Released only a few days ago, Cage The Elephant’s “House Of Glass” has us hungrily craving more content from the band as the release of the new album, “Social Cues” draws nearer. It is their second single of 2019, following the previously released “Ready To Let Go,” unveiled in January. It has been five bleak and gloomy years for loving fans, filled with the unfaltering hope that the band would yet again fill the empty void in the world, desperately in need of their beautiful music.“Tell Me I’m Pretty” is the band’s fifth and most recent album, winning Best Rock Album at the Grammy’s in 2015. The members of the group have fortunately returned after a well-deserved hiatus and are only just beginning to reveal their newly discovered sound now apart of their continuing musical experimentation.
With Bowling Green, Kentucky being the birthplace of the band, their sound has primarily stemmed from alternative rock. The rudimentary albums are fast-paced with mixed elements of post-punk, and the ever so sweet yet gritty and jittery voice of the lead singer, Matt Shultz. Varying from garage rock to psychedelic, even extending to nostalgic sounds of the ‘60s, the band has never failed to produce an album that does not embody their talent.
“House of Glass” is dark, darker than some of their previous work, but nothing shocking or unexpected. The song opens with a deep bass and a high-speed beat, radiating a vibe of wickedness and danger. Shultz then enters with the lyrics, “climb into my corner of my self inflicted coma,” allowing the listeners to take a peek into the turmoil and chaos that has completely engulfed his life in the past year. This song is not about fresh starts or happy endings. It is sorrowful, almost tragic. It is Matt Shultz’s life falling apart before his eyes. When travelling to Italy with his wife of seven years the summer before, the two came to the realization that being together would just not work anymore, and advanced towards a divorce.
You can clearly hear the change in tone in “House of Glass” when compared to the previously released songs. However, lying beneath the surface is the reinvention of the instruments played as well as the help of artist Beck, ultimately becoming the most ambitious and pioneering album the band will ever release. As the song progresses, Shultz repeatedly howls the words “The house is glass,” with the guitar increasing in fervor and volume, electrically accelerating towards an unknown darkness, representing the shattering of a house which was once home to a relationship. The chorus delves further into doom, with the words “it’s an illusion, this admiration, a mutilation, my isolation.” Shultz is in agony.
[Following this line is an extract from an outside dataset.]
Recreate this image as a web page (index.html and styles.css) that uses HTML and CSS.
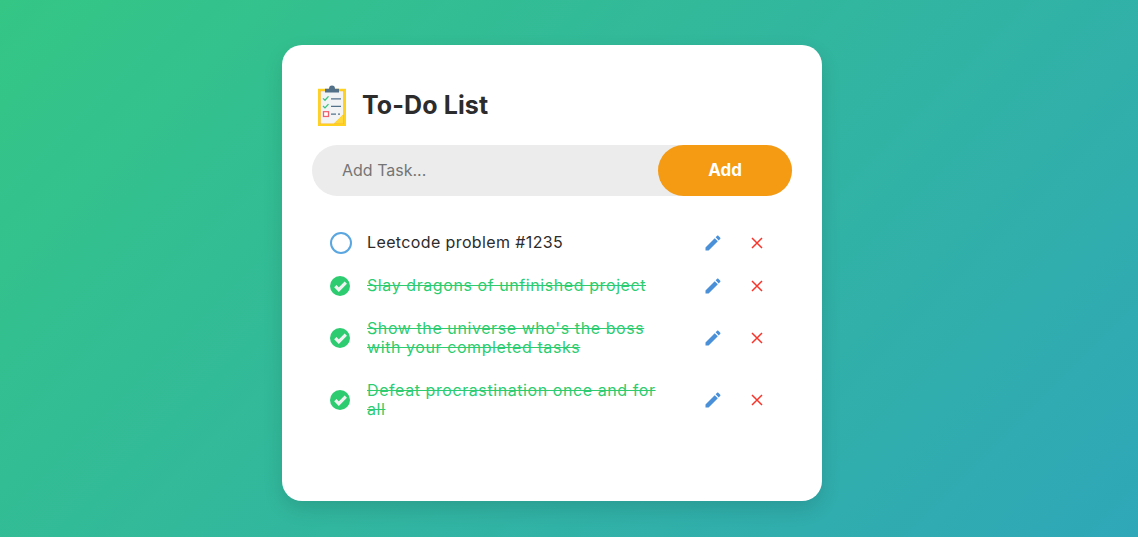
FILE: index.html
```html
<!DOCTYPE html>
<html lang="en">
<head>
    <meta charset="UTF-8">
    <meta name="viewport" content="width=device-width, initial-scale=1.0">
    <title>To-Do List</title>
    <link rel="stylesheet" href="styles.css">
</head>
<body>
    <div class="card">
        <div class="heading">
            <svg class="logo" width="40" height="42" viewBox="0 0 40 44" preserveAspectRatio="none">
                <rect x="6" y="5" width="28" height="39" fill="#ffd21f"/>
                <rect x="8" y="7" width="24" height="35" fill="#f8b62d"/>
                <path d="M8.700 7.700H31.300V32L22 41.300H8.700Z" fill="#f1f3f4"/>
                <path d="M31.300 32V41.300H22Z" fill="#ffd83b"/>
                <path d="M13 5H17Q17 1.500 20 1.500T23 5H27V9H13Z" fill="#54718a"/>
                <path d="M11 15L13 17L16.500 13M11 23L13 25L16.500 21" fill="none" stroke="#3cc47c" stroke-width="1.300"/>
                <path d="M19 15.500H29M19 23.500H29" stroke="#54718a" stroke-width="1.300"/>
                <rect x="11.500" y="29" width="5" height="5" fill="#fff" stroke="#f0616d" stroke-width="1.300"/>
                <path d="M19 31.500H24M26 31.500H28" stroke="#54718a" stroke-width="1.300"/>
            </svg>
            <h1>To-Do List</h1>
        </div>

        <div class="add-row">
            <input type="text" class="task-input" placeholder="Add Task...">
            <button class="add-btn">Add</button>
        </div>

        <ul class="tasks">
            <li class="task">
                <span class="circle"></span>
                <span class="task-text">Leetcode problem #1235</span>
                <svg class="edit" width="20" height="20" viewBox="0 0 24 24"><path d="M3 17.250V21h3.750L17.810 9.940l-3.750-3.750L3 17.250zM20.710 7.040c.39-.39.39-1.020 0-1.410l-2.340-2.340c-.39-.39-1.020-.39-1.410 0l-1.830 1.830 3.750 3.750 1.830-1.830z"/></svg>
                <svg class="remove" width="20" height="20" viewBox="0 0 24 24"><path d="M6 6L18 18M18 6L6 18"/></svg>
            </li>
            <li class="task done">
                <svg class="tick" width="22" height="22" viewBox="0 0 22 22"><circle cx="10" cy="11" r="10" fill="#2ecc71"/><path d="M5.300 11.200L8.800 14.700L15.800 7.600" fill="none" stroke="#f2f2f2" stroke-width="3.200"/></svg>
                <span class="task-text">Slay dragons of unfinished project</span>
                <svg class="edit" width="20" height="20" viewBox="0 0 24 24"><path d="M3 17.250V21h3.750L17.810 9.940l-3.750-3.750L3 17.250zM20.710 7.040c.39-.39.39-1.020 0-1.410l-2.340-2.340c-.39-.39-1.020-.39-1.410 0l-1.830 1.830 3.750 3.750 1.830-1.830z"/></svg>
                <svg class="remove" width="20" height="20" viewBox="0 0 24 24"><path d="M6 6L18 18M18 6L6 18"/></svg>
            </li>
            <li class="task done">
                <svg class="tick" width="22" height="22" viewBox="0 0 22 22"><circle cx="10" cy="11" r="10" fill="#2ecc71"/><path d="M5.300 11.200L8.800 14.700L15.800 7.600" fill="none" stroke="#f2f2f2" stroke-width="3.200"/></svg>
                <span class="task-text">Show the universe who's the boss with your completed tasks</span>
                <svg class="edit" width="20" height="20" viewBox="0 0 24 24"><path d="M3 17.250V21h3.750L17.810 9.940l-3.750-3.750L3 17.250zM20.710 7.040c.39-.39.39-1.020 0-1.410l-2.340-2.340c-.39-.39-1.020-.39-1.410 0l-1.830 1.830 3.750 3.750 1.830-1.830z"/></svg>
                <svg class="remove" width="20" height="20" viewBox="0 0 24 24"><path d="M6 6L18 18M18 6L6 18"/></svg>
            </li>
            <li class="task done">
                <svg class="tick" width="22" height="22" viewBox="0 0 22 22"><circle cx="10" cy="11" r="10" fill="#2ecc71"/><path d="M5.300 11.200L8.800 14.700L15.800 7.600" fill="none" stroke="#f2f2f2" stroke-width="3.200"/></svg>
                <span class="task-text">Defeat procrastination once and for all</span>
                <svg class="edit" width="20" height="20" viewBox="0 0 24 24"><path d="M3 17.250V21h3.750L17.810 9.940l-3.750-3.750L3 17.250zM20.710 7.040c.39-.39.39-1.020 0-1.410l-2.340-2.340c-.39-.39-1.020-.39-1.410 0l-1.830 1.830 3.750 3.750 1.830-1.830z"/></svg>
                <svg class="remove" width="20" height="20" viewBox="0 0 24 24"><path d="M6 6L18 18M18 6L6 18"/></svg>
            </li>
        </ul>
    </div>
</body>
</html>
```

FILE: styles.css
```css
* {
    box-sizing: border-box;
}
body {
    font-family: Inter, "Liberation Sans", sans-serif;
    margin: 0;
    height: 537px;
    overflow: hidden;
    padding: 45px 0 0 282px;
    background: linear-gradient(135deg, #34c685, #2fa7b8);
}
.card {
    width: 540px;
    height: 456px;
    background: #fff;
    border-radius: 20px;
    padding: 39px 30px 0;
    box-shadow: 0 8px 20px rgba(0, 0, 0, 0.12);
}
.heading {
    display: flex;
    align-items: center;
    gap: 10px;
    height: 42px;
    margin-bottom: 19px;
}
.heading h1 {
    margin: 0;
    font-size: 25px;
    font-weight: 700;
    letter-spacing: 0.1px;
    color: #2c2c2c;
}
.logo {
    display: block;
}
.add-row {
    display: flex;
    height: 51px;
    background: #ececec;
    border-radius: 30px;
}
.task-input {
    flex: 1;
    min-width: 0;
    border: none;
    outline: none;
    background: transparent;
    padding: 0 30px 2px;
    font: inherit;
    font-size: 16px;
    color: #333;
}
.task-input::placeholder {
    color: #757575;
}
.add-btn {
    width: 134px;
    border: none;
    border-radius: 30px;
    background: #f49a13;
    color: #fff;
    padding-bottom: 2px;
    font: inherit;
    font-size: 17px;
    font-weight: 700;
    cursor: pointer;
}
.tasks {
    list-style: none;
    margin: 25px 0 0;
    padding: 0;
}
.task {
    display: flex;
    align-items: center;
    padding: 12px 18px;
    font-size: 16px;
    line-height: 19px;
    color: #2c2c2c;
}
.circle {
    flex: none;
    width: 22px;
    height: 22px;
    margin: -2px 0;
    border: 2px solid #5aa6e0;
    border-radius: 50%;
}
.tick {
    flex: none;
    margin: -2px 0;
}
.task-text {
    flex: none;
    width: 321px;
    margin-left: 15px;
    padding-right: 25px;
    letter-spacing: 0.38px;
}
.done .task-text {
    color: #2ecc71;
    letter-spacing: 0.58px;
    text-decoration: line-through;
}
.edit {
    flex: none;
    margin: -1px 0 -1px 15px;
    fill: #4a90d9;
}
.remove {
    flex: none;
    margin: -1px 0 -1px 24px;
    fill: none;
    stroke: #f8352b;
    stroke-width: 1.800;
}
```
The entire song is dedicated to the telling of a heart-wrenching ending, with every lyric and instrument being perfectly positioned to craft the story founded on real pain.
“House of Glass” may appear as an unsettling song to those who do not truly listen and admire it for what it is — a personal account of an individual who channels his suffering and affliction through songwriting. This piece strays from convention, taking inspiration from a darker, more unexplored side of Shultz’s emotions, creating an intense and haunting rocker, rooting from isolation and the crumbling of the human heart.